О ее поездках в Вену узнают знакомые.
Янка Темпельхоф просит взять ее с собой. Официант из кафе «У Розы» просит взять с собой пана Графа.
Янке Темпельхоф — школьной подруге Халины — не откажешь. Официанту — тем более.
— Пан Граф, — объясняет официант, — приехал в Польшу за новыми документами, и теперь ему пора возвращаться. В ваших интересах взять его, пани Марыня, — добавляет он, понижая голос, — у него в этой Вене большие возможности.
Она могла бы сообразить, что значит «новые документы». Понятно, что старые попали в нежелательные руки.
Однако из всего сказанного она слышит лишь слова про большие возможности в Вене. Именно такого случая она и ждала!
Инженер из Организации Тодта выдает пропуск — на трех человек, а в черном чемодане лежат уже двадцать килограмм табака.
Через несколько дней Граф получает известие. Ему сообщают (источник самый надежный), что ее муж жив.
Через неделю он говорит: я попытаюсь его вытащить.
Она встречается с Графом в кафе «Прюкель», недалеко от Организации Тодта.

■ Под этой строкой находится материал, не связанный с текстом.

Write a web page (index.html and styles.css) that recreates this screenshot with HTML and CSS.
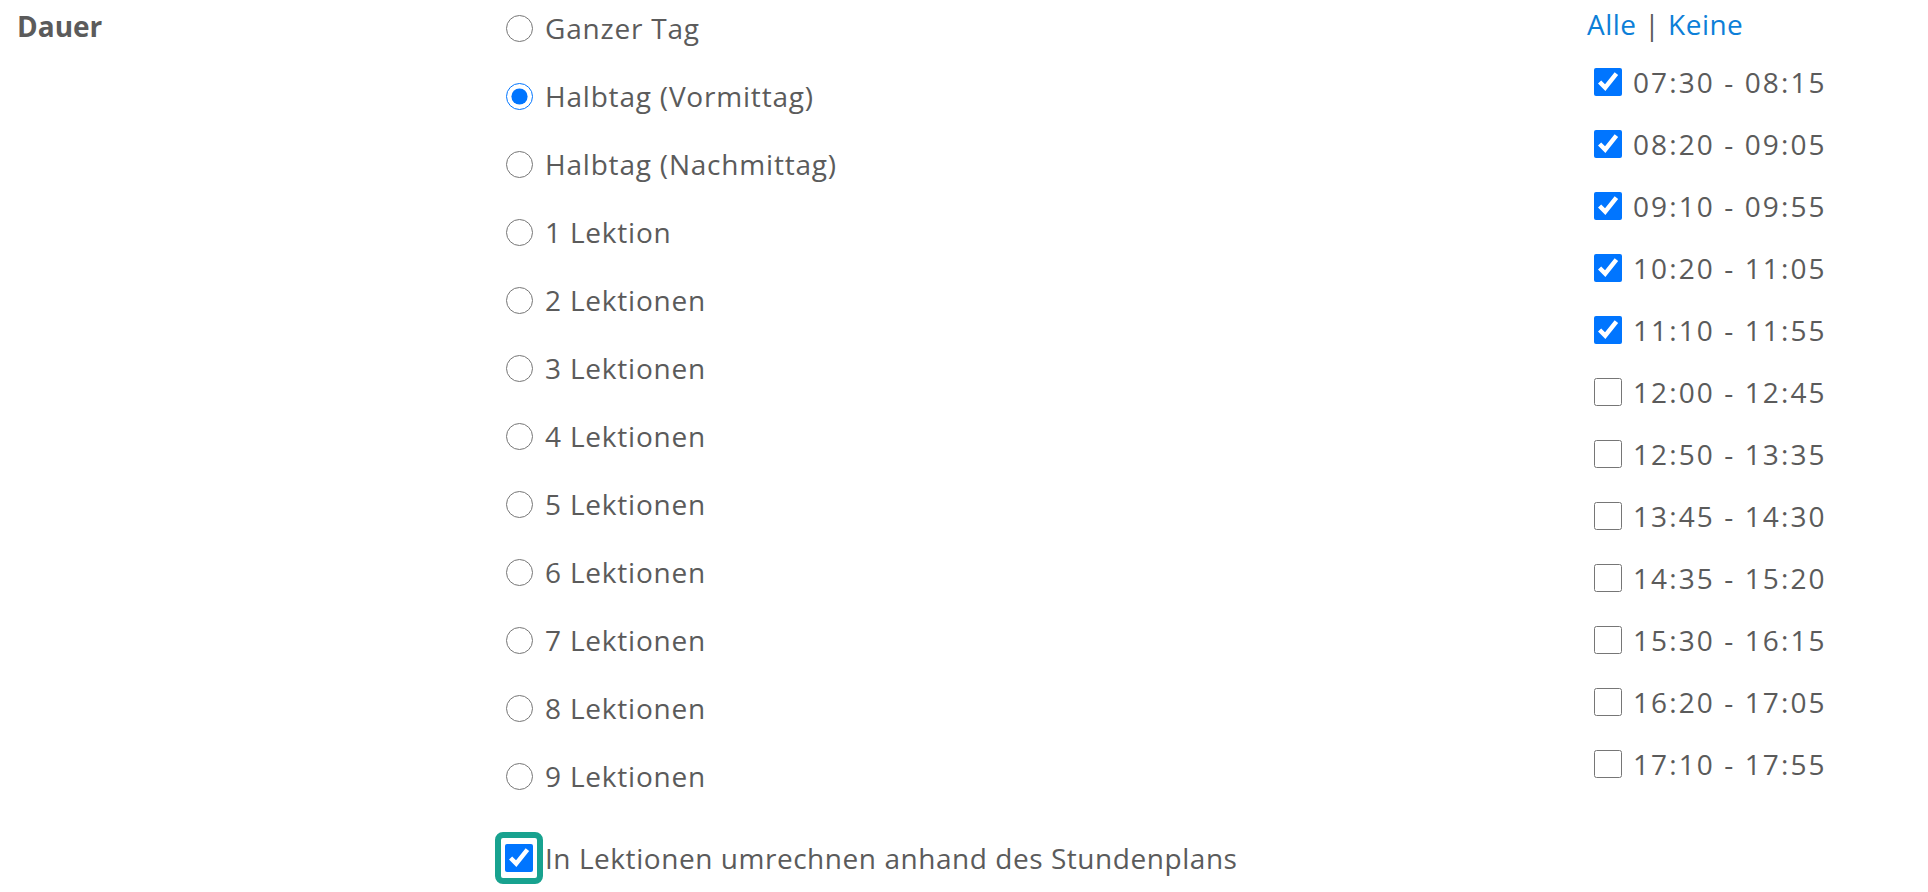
FILE: index.html
```html
<!DOCTYPE html>
<html lang="de">
<head>
<meta charset="utf-8">
<title>Dauer</title>
<link rel="stylesheet" href="styles.css">
</head>
<body>
<div class="form-row">
  <div class="label">Dauer</div>
  <div class="options">
    <label class="opt"><input type="radio" name="dauer"><span>Ganzer Tag</span></label>
    <label class="opt"><input type="radio" name="dauer" checked><span>Halbtag (Vormittag)</span></label>
    <label class="opt"><input type="radio" name="dauer"><span>Halbtag (Nachmittag)</span></label>
    <label class="opt"><input type="radio" name="dauer"><span>1 Lektion</span></label>
    <label class="opt"><input type="radio" name="dauer"><span>2 Lektionen</span></label>
    <label class="opt"><input type="radio" name="dauer"><span>3 Lektionen</span></label>
    <label class="opt"><input type="radio" name="dauer"><span>4 Lektionen</span></label>
    <label class="opt"><input type="radio" name="dauer"><span>5 Lektionen</span></label>
    <label class="opt"><input type="radio" name="dauer"><span>6 Lektionen</span></label>
    <label class="opt"><input type="radio" name="dauer"><span>7 Lektionen</span></label>
    <label class="opt"><input type="radio" name="dauer"><span>8 Lektionen</span></label>
    <label class="opt"><input type="radio" name="dauer"><span>9 Lektionen</span></label>
    <label class="convert"><span class="focus-ring"><input type="checkbox" checked></span><span>In Lektionen umrechnen anhand des Stundenplans</span></label>
  </div>
  <div class="times">
    <div class="links"><a href="#">Alle</a> | <a href="#">Keine</a></div>
    <label class="time"><input type="checkbox" checked><span>07:30 - 08:15</span></label>
    <label class="time"><input type="checkbox" checked><span>08:20 - 09:05</span></label>
    <label class="time"><input type="checkbox" checked><span>09:10 - 09:55</span></label>
    <label class="time"><input type="checkbox" checked><span>10:20 - 11:05</span></label>
    <label class="time"><input type="checkbox" checked><span>11:10 - 11:55</span></label>
    <label class="time"><input type="checkbox"><span>12:00 - 12:45</span></label>
    <label class="time"><input type="checkbox"><span>12:50 - 13:35</span></label>
    <label class="time"><input type="checkbox"><span>13:45 - 14:30</span></label>
    <label class="time"><input type="checkbox"><span>14:35 - 15:20</span></label>
    <label class="time"><input type="checkbox"><span>15:30 - 16:15</span></label>
    <label class="time"><input type="checkbox"><span>16:20 - 17:05</span></label>
    <label class="time"><input type="checkbox"><span>17:10 - 17:55</span></label>
  </div>
</div>
</body>
</html>
```
FILE: styles.css
```css
html, body {
  margin: 0;
  padding: 0;
  background: #ffffff;
}
body {
  font-family: "Open Sans", "Noto Sans", sans-serif;
  font-size: 28px;
  color: #5b5b5b;
}
.form-row {
  display: flex;
  align-items: flex-start;
}
.label {
  width: 506px;
  box-sizing: border-box;
  padding-left: 17px;
  padding-top: 6px;
  line-height: 40px;
  font-weight: 700;
}
.options {
  width: 1081px;
  display: flex;
  flex-direction: column;
  gap: 28px;
  padding-top: 8px;
  letter-spacing: 0.8px;
}
.opt, .time {
  display: flex;
  align-items: center;
  height: 40px;
  line-height: 40px;
}
.opt input {
  width: 27px;
  height: 27px;
  margin: 0 12px 0 0;
  accent-color: #0075ff;
}
.convert {
  display: flex;
  align-items: center;
  margin-top: 8px;
  margin-left: -11px;
  line-height: 40px;
  letter-spacing: 0.55px;
}
.focus-ring {
  display: flex;
  border: 6px solid #18a28f;
  border-radius: 8px;
  padding: 6px 4px;
  margin-right: 2px;
}
.focus-ring input {
  width: 28px;
  height: 28px;
  margin: 0;
  accent-color: #0075ff;
}
.times {
  display: flex;
  flex-direction: column;
  gap: 22px;
  padding-top: 4px;
}
.links {
  line-height: 40px;
  height: 40px;
  margin-bottom: -3px;
  letter-spacing: 0.5px;
}
.links a {
  color: #0d7fd8;
  text-decoration: none;
}
.time {
  transform: translateY(-1px);
}
.time span {
  letter-spacing: 2.1px;
}
.time input {
  width: 28px;
  height: 28px;
  margin: 0 11px 0 7px;
  accent-color: #0075ff;
}
```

Она в восторге от его безукоризненных манер.
Он заверяет, что ее муж жив.
Все отлично.
В кафе «Прюкель» она ждет инженера — он должен принести ей очередной пропуск. Напротив входа стоит горшок с фикусом, рядом висит зеркало. Она садится лицом к двери и наблюдает за улицей. Сядь она спиной к двери, увидела бы их в зеркале. Двоих мужчин, входящих в кафе, оглядывающихся по сторонам. А они увидели бы ее со спины, им пришлось бы сначала обойти столик, заглянуть в лицо… Все равно она не успела бы сбежать, но выиграла бы минуту или две. (Хотя зачем ей эти минуты?)
Мужчины подходят к столику.
Тот, что пониже, спрашивает:
— Вы ждете господина инженера?
Она отвечает утвердительно.
— Он ждет вас в другом месте…
Они стоят у ее столика. Тот, что повыше, делает знак официанту, она расплачивается, и они выходят из кафе.

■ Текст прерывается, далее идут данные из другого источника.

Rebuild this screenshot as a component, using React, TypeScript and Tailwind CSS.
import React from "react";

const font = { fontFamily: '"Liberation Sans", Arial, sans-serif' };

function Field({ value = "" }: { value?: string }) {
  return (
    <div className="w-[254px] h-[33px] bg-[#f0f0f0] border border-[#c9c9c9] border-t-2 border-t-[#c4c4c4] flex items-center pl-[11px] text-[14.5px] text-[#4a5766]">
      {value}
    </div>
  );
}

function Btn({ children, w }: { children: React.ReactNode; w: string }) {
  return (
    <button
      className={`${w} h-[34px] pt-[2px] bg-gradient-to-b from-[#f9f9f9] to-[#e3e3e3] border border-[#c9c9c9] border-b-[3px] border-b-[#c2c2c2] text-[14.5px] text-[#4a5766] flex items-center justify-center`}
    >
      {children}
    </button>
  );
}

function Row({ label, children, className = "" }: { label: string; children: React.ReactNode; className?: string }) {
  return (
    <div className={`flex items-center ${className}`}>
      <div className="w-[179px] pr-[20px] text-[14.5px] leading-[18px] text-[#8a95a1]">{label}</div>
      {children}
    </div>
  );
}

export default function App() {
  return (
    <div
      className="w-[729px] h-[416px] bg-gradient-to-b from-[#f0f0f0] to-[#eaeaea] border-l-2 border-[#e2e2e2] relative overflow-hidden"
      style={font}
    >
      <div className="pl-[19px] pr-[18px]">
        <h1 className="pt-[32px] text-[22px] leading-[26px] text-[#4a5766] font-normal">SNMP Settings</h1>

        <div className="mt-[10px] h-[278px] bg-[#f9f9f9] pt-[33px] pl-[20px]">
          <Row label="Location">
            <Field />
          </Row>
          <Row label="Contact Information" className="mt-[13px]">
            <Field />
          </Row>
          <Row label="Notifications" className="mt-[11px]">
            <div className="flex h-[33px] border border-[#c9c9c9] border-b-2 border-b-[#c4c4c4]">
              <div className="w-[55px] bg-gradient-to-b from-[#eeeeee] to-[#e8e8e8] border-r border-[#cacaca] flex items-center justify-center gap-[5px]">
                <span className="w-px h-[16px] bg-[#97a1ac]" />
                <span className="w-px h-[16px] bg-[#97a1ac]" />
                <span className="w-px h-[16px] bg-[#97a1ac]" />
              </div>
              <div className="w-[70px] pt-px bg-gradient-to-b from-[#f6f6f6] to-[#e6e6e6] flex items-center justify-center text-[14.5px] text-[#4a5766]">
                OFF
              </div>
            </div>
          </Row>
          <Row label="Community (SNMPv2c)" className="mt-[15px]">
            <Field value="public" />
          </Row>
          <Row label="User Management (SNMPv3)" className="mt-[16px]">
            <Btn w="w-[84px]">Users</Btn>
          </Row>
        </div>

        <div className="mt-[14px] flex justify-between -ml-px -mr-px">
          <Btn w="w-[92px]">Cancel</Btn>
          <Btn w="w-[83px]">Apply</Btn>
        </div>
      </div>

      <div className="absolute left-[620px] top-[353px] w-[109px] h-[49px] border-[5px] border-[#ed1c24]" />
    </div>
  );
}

Идут мимо платанов и кленов бульварного кольца к Дунайскому каналу. У канала мужчины берут ее под руки. Одновременно, с обеих сторон, не говоря ни слова. Словно боятся, что она бросится в воду. Но она вовсе не собиралась бросаться в воду.
Они сворачивают на набережную Франца-Иосифа и направляются к зданию, о котором она много слышала. Когда-то здесь располагался роскошный отель «Метрополь», теперь — венское гестапо.
На втором этаже, в комнате сто двадцать один, у нее забирают сумочку и записывают фамилию. На сегодня все. Розовый толстячок в коротких тирольских штанах и кожаной куртке ведет ее в тюрьму — пешком. За углом стоит старик с медицинскими весами, перед ним на тротуаре керамическая копилка. Она подходит, снимает туфли и встает на весы. Гестаповец на мгновение теряет ее из виду.
— Эй, — кричит он, — где же ты? — и сует правую руку в карман куртки.
— Не волнуйтесь, — успокаивает она его, — я просто хочу взвеситься, — и сдвигает грузик на линейке весов к центру. — Ровно семьдесят, — сообщает. — Без туфель.
Она спускается с весов, обувается и аккуратно ставит грузик на ноль. И только теперь спохватывается: сумочки-то у нее нет.
— Вы не могли бы… — обращается она к гестаповцу.
Тот сует руку в карман и бросает старику монету.
— Фирма угощает, — говорит он и хохочет. Потом серьезнеет. — Зачем ты это делаешь? — спрашивает.
Она пожимает плечами, потому что, в сущности, и сама не знает зачем.
В тюрьме у нее отбирают медальон и выдают газету «Фолькишер Беобахтер». Оказывается, она политический узник, и ей полагается ежедневная газета.
В камере двое нар, два стула и унитаз, все прибито к стенам и полу. Забранное решеткой окно снаружи прикрыто плитой. Через щель между плитой и рамой просачивается свет. Нары поднимаются, точно полка в спальном вагоне, и запираются на замок, ключ у надзирателя. Она садится на унитаз, кладет ноги на стул. Пролистывает газету, складывает. Отрывает полоски, сворачивает в трубочки и накручивает на них пряди волос. Ложится спать в папильотках, укрывшись тонким и колючим бурым одеялом.